Implications of the Court's Findings
The court's ruling underscored the importance of written promises made by financial institutions, particularly during the loan modification process. By allowing the promissory estoppel claim to move forward, the court reinforced the idea that borrowers can rely on explicit commitments made by servicers, especially those indicating they would not proceed with foreclosure while reviewing modification requests. This decision emphasizes that, even in the context of financial transactions, parties must act in good faith and honor their commitments. It also highlighted that borrowers should be vigilant about written communications from their lenders and the implications of those communications for their rights and options. The outcome of this case potentially sets a precedent for similar claims, encouraging borrowers to seek legal recourse when they believe lenders have failed to uphold their promises during distressing financial situations.
Conclusion of the Court’s Decision
Ultimately, the U.S. District Court for the Eastern District of Michigan granted the defendants' motion to dismiss in part, specifically regarding the fraudulent misrepresentation claims, while allowing the promissory estoppel claim to proceed based on the promise made to adjourn the foreclosure sale.
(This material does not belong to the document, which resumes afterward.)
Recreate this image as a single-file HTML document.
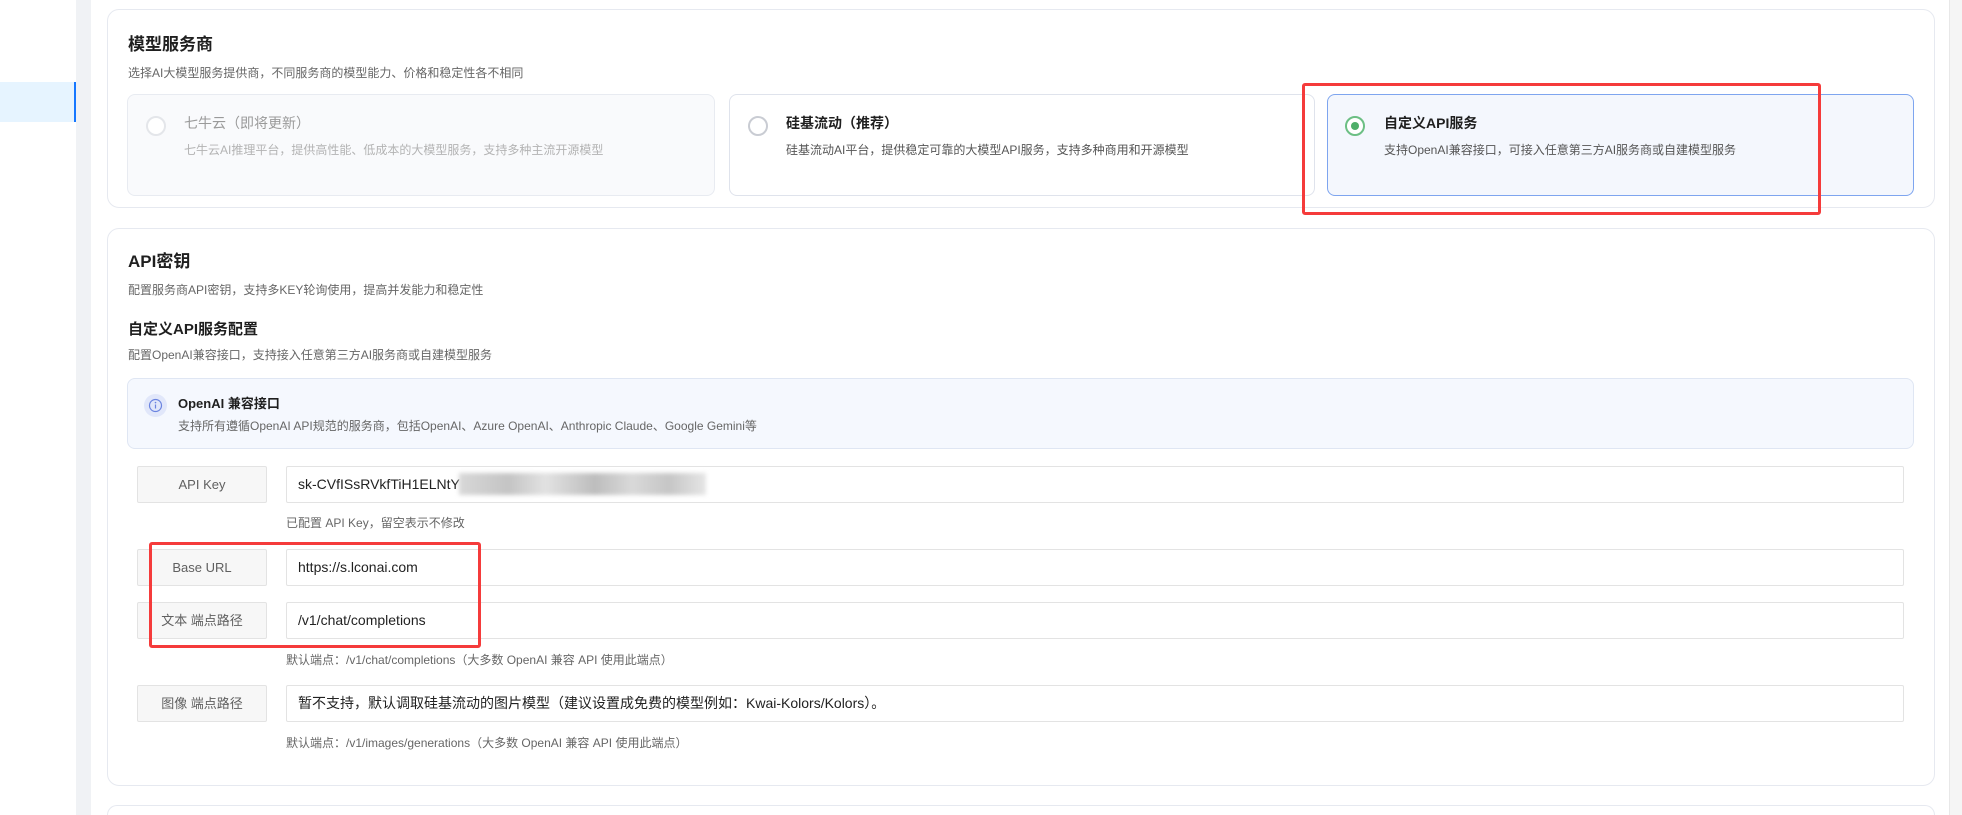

The court's reasoning emphasized the clear distinction between future promises and actionable misrepresentations, as well as the need for sufficient factual allegations to support claims of reliance and injury. By focusing on the September 2012 letter's promise, the ruling provided a path for the Etts to argue that they were unfairly disadvantaged by the defendants' actions. This decision indicated that, while not all claims may survive, there are circumstances under which financial institutions can be held accountable for their commitments, particularly regarding the sensitive matter of home foreclosures.